Exploring the molecular mechanisms network of breast cancer by multi-omics analysis.

Background: Breast cancer (BC), the most prevalent malignancy in women globally, still lacks comprehensive research on its molecular targets and necessitates further investigation into the underlying molecular mechanisms driving its initiation and progression.

Methods: The GSE20685 Series Matrix File downloaded from the Gene Expression Omnibus database was divided into a high-risk group (n = 49) and a low-risk group (n = 278) to construct the co-expression network.

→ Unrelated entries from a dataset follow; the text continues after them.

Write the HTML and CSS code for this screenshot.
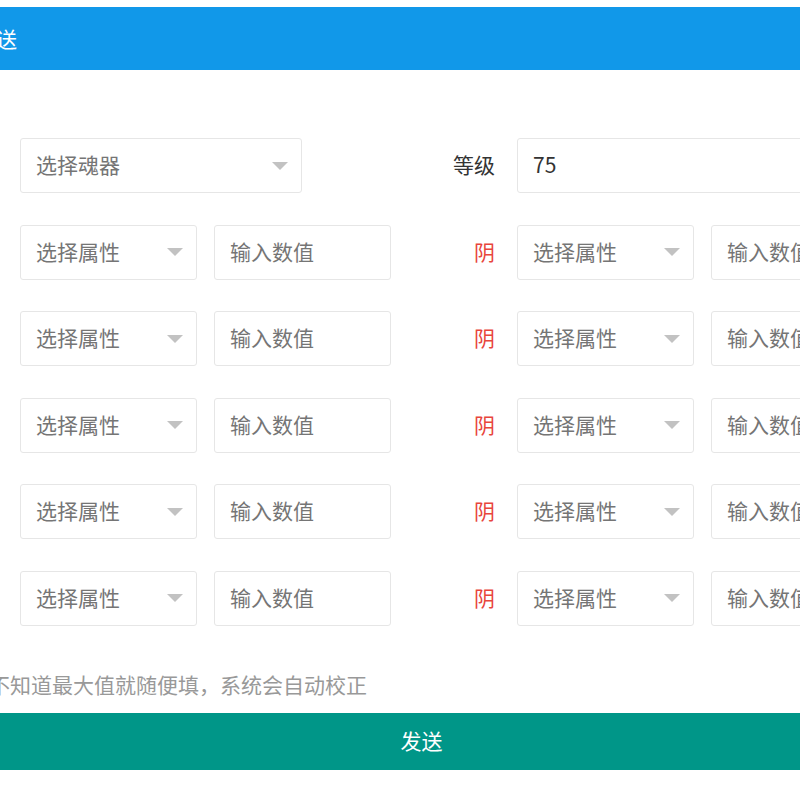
FILE: index.html
```html
<!DOCTYPE html>
<html lang="zh">
<head>
<meta charset="utf-8">
<title>发送</title>
<link rel="stylesheet" href="styles.css">
</head>
<body>
<div class="page">
  <div class="header">发送</div>
  <div class="form">
    <div class="row">
      <div class="left">
        <div class="select wide"><span>选择魂器</span><i class="caret"></i></div>
      </div>
      <div class="label">等级</div>
      <div class="right">
        <div class="input value wide2">75</div>
      </div>
    </div>
    <div class="row">
      <div class="left">
        <div class="select"><span>选择属性</span><i class="caret"></i></div>
        <div class="input">输入数值</div>
      </div>
      <div class="label red">阴</div>
      <div class="right">
        <div class="select"><span>选择属性</span><i class="caret"></i></div>
        <div class="input">输入数值</div>
      </div>
    </div>
    <div class="row">
      <div class="left">
        <div class="select"><span>选择属性</span><i class="caret"></i></div>
        <div class="input">输入数值</div>
      </div>
      <div class="label red">阴</div>
      <div class="right">
        <div class="select"><span>选择属性</span><i class="caret"></i></div>
        <div class="input">输入数值</div>
      </div>
    </div>
    <div class="row">
      <div class="left">
        <div class="select"><span>选择属性</span><i class="caret"></i></div>
        <div class="input">输入数值</div>
      </div>
      <div class="label red">阴</div>
      <div class="right">
        <div class="select"><span>选择属性</span><i class="caret"></i></div>
        <div class="input">输入数值</div>
      </div>
    </div>
    <div class="row">
      <div class="left">
        <div class="select"><span>选择属性</span><i class="caret"></i></div>
        <div class="input">输入数值</div>
      </div>
      <div class="label red">阴</div>
      <div class="right">
        <div class="select"><span>选择属性</span><i class="caret"></i></div>
        <div class="input">输入数值</div>
      </div>
    </div>
    <div class="row">
      <div class="left">
        <div class="select"><span>选择属性</span><i class="caret"></i></div>
        <div class="input">输入数值</div>
      </div>
      <div class="label red">阴</div>
      <div class="right">
        <div class="select"><span>选择属性</span><i class="caret"></i></div>
        <div class="input">输入数值</div>
      </div>
    </div>
  </div>
  <div class="hint">不知道最大值就随便填，系统会自动校正</div>
  <div class="submit">发送</div>
</div>
</body>
</html>
```
FILE: styles.css
```css
html, body {
  margin: 0;
  padding: 0;
  background: #ffffff;
  overflow: hidden;
}
body {
  font-family: "Noto Sans CJK SC", "Liberation Sans", sans-serif;
  font-size: 21px;
  color: #333333;
}
.page {
  width: 923px;
  margin-left: -40px;
  padding-top: 7px;
}
.header {
  height: 63px;
  line-height: 63px;
  background: #1198e9;
  color: #ffffff;
  padding-left: 15px;
  font-size: 21px;
}
.form {
  padding-left: 60px;
  padding-top: 68px;
}
.row {
  display: grid;
  grid-template-columns: 371px 126px 1fr;
  height: 55px;
  margin-bottom: 31.5px;
}
.row:last-child {
  margin-bottom: 0;
}
.left, .right {
  display: flex;
  gap: 17px;
}
.label {
  line-height: 52px;
  text-align: right;
  padding-right: 22px;
  color: #333333;
}
.label.red {
  color: #e8453c;
}
.select, .input {
  box-sizing: border-box;
  width: 177px;
  height: 55px;
  border: 1px solid #e6e6e6;
  border-radius: 3px;
  background: #ffffff;
  padding-left: 15px;
  line-height: 50px;
  color: #757575;
  white-space: nowrap;
  overflow: hidden;
}
.select {
  display: flex;
  align-items: center;
  justify-content: space-between;
  padding-right: 13px;
}
.select span {
  margin-top: -3px;
}
.select.wide {
  width: 282px;
}
.input.wide2 {
  width: 371px;
}
.input.value {
  color: #333333;
}
.caret {
  display: block;
  width: 0;
  height: 0;
  border-style: solid;
  border-width: 8px 8.5px 0 8.5px;
  border-color: #c2c2c2 transparent transparent transparent;
}
.hint {
  margin-top: 43px;
  padding-left: 29px;
  line-height: 30px;
  color: #999999;
}
.submit {
  margin-top: 14px;
  height: 57px;
  line-height: 54px;
  background: #009688;
  color: #ffffff;
  text-align: center;
}
```
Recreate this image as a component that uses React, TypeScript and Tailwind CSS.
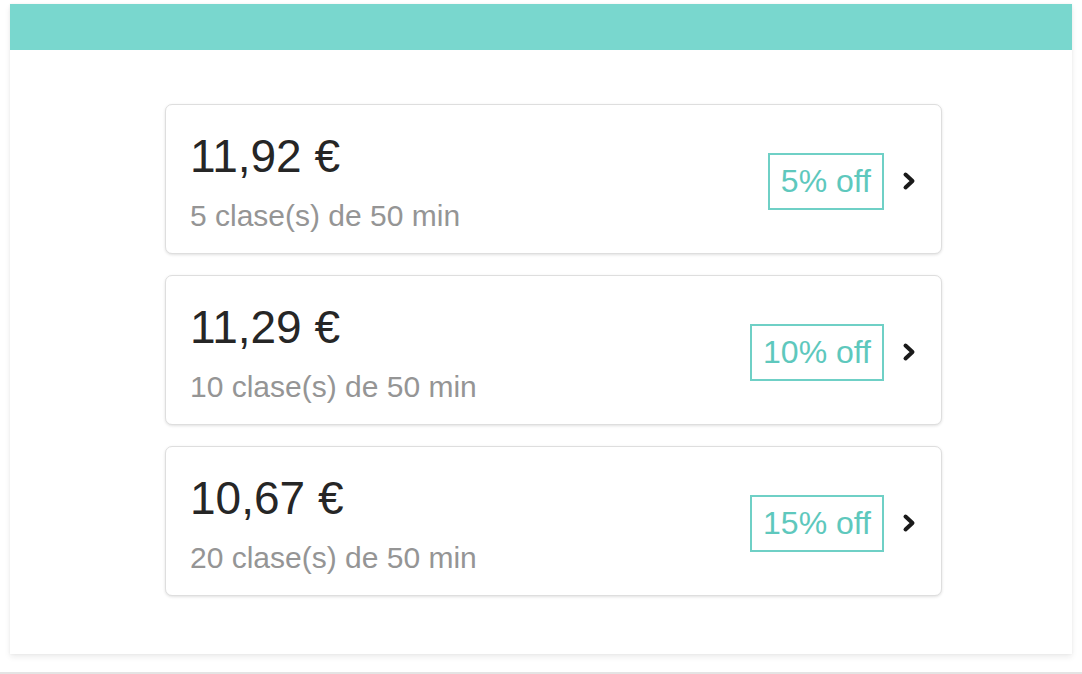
import { FC } from "react";

type Plan = {
  price: string;
  label: string;
  discount: string;
};

const plans: Plan[] = [
  { price: "11,92 €", label: "5 clase(s) de 50 min", discount: "5% off" },
  { price: "11,29 €", label: "10 clase(s) de 50 min", discount: "10% off" },
  { price: "10,67 €", label: "20 clase(s) de 50 min", discount: "15% off" },
];

const Chevron: FC = () => (
  <svg width="14" height="20" viewBox="0 0 14 20" fill="none">
    <polyline
      points="3.5,3.5 10.5,10 3.5,16.5"
      stroke="#1a1a1a"
      strokeWidth="4"
      strokeLinecap="round"
      strokeLinejoin="round"
    />
  </svg>
);

const PlanCard: FC<{ plan: Plan }> = ({ plan }) => (
  <div className="flex h-[150px] items-start justify-between rounded-[7px] border border-[#dedede] bg-white shadow-[0_1px_3px_rgba(0,0,0,0.12)]">
    {/* Price + description */}
    <div className="flex flex-col pl-[24px] pt-[28px]">
      <span className="text-[46px] leading-none text-[#262626]">{plan.price}</span>
      <span className="mt-[22px] text-[30px] leading-none text-[#959595]">{plan.label}</span>
    </div>

    {/* Discount badge + arrow */}
    <div className="flex items-center gap-[18px] self-center pr-[25px] pt-[4px]">
      <span className="flex h-[57px] items-center border-2 border-[#6fd0c6] px-[11px] text-[32px] leading-none text-[#5ec8bd]">
        {plan.discount}
      </span>
      <Chevron />
    </div>
  </div>
);

const App: FC = () => {
  return (
    <div
      className="flex h-[674px] w-[1082px] flex-col border-b-2 border-[#e4e4e4] bg-white"
      style={{ fontFamily: '"Liberation Sans", Arial, sans-serif' }}
    >
      <div className="mx-[10px] mt-[4px] h-[650px] bg-white shadow-[0_3px_6px_rgba(0,0,0,0.08),0_0_2px_rgba(0,0,0,0.06)]">
        {/* Header bar */}
        <div className="h-[46px] bg-[#79d7ce]" />

        {/* Plans */}
        <div className="ml-[155px] mt-[54px] flex w-[777px] flex-col gap-[21px]">
          {plans.map((p) => (
            <PlanCard key={p.price} plan={p} />
          ))}
        </div>
      </div>
    </div>
  );
};

export default App;
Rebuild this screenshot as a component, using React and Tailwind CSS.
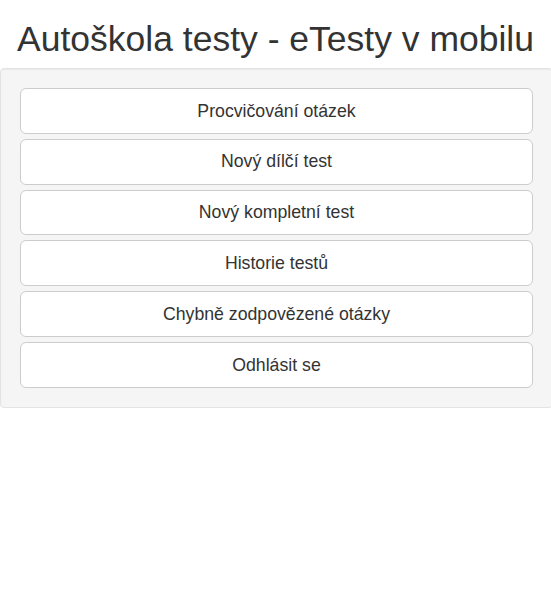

Results: Four hub genes were identified based on the Weighted Gene Co-expression Network Analysis. Gene Ontology and Kyoto Encyclopedia of Genes and Genomes functional enrichment analyses were performed. Hub gene immune infiltration was investigated using the Tumor Immune Estimation Resource database, and CD4+ T cell expression levels were substantially correlated with hub gene expression. Based on the CancerRxGene database (Genomics of Drug Sensitivity in Cancer database), it was found that the hub genes were highly sensitive to common chemotherapy drugs such as AKT inhibitor VIII and Erlotinib. The expression of Secreted Frizzled-Related Protein 1, melanoma-inhibiting activity (MIA), and Keratin 14 was related to tumor mutation burden, and the expression of MIA also affected the microsatellite instability of the tumor. This study employs multi-omics analysis to investigate the molecular network associated with the prognosis of BC, highlighting its intricate connection with the immune microenvironment.

Conclusion: These findings pinpoint four crucial genes in BC progression, offering targets for further research and therapy. Their connections to immune infiltration and chemotherapy sensitivity underscore complex interactions in the tumor microenvironment.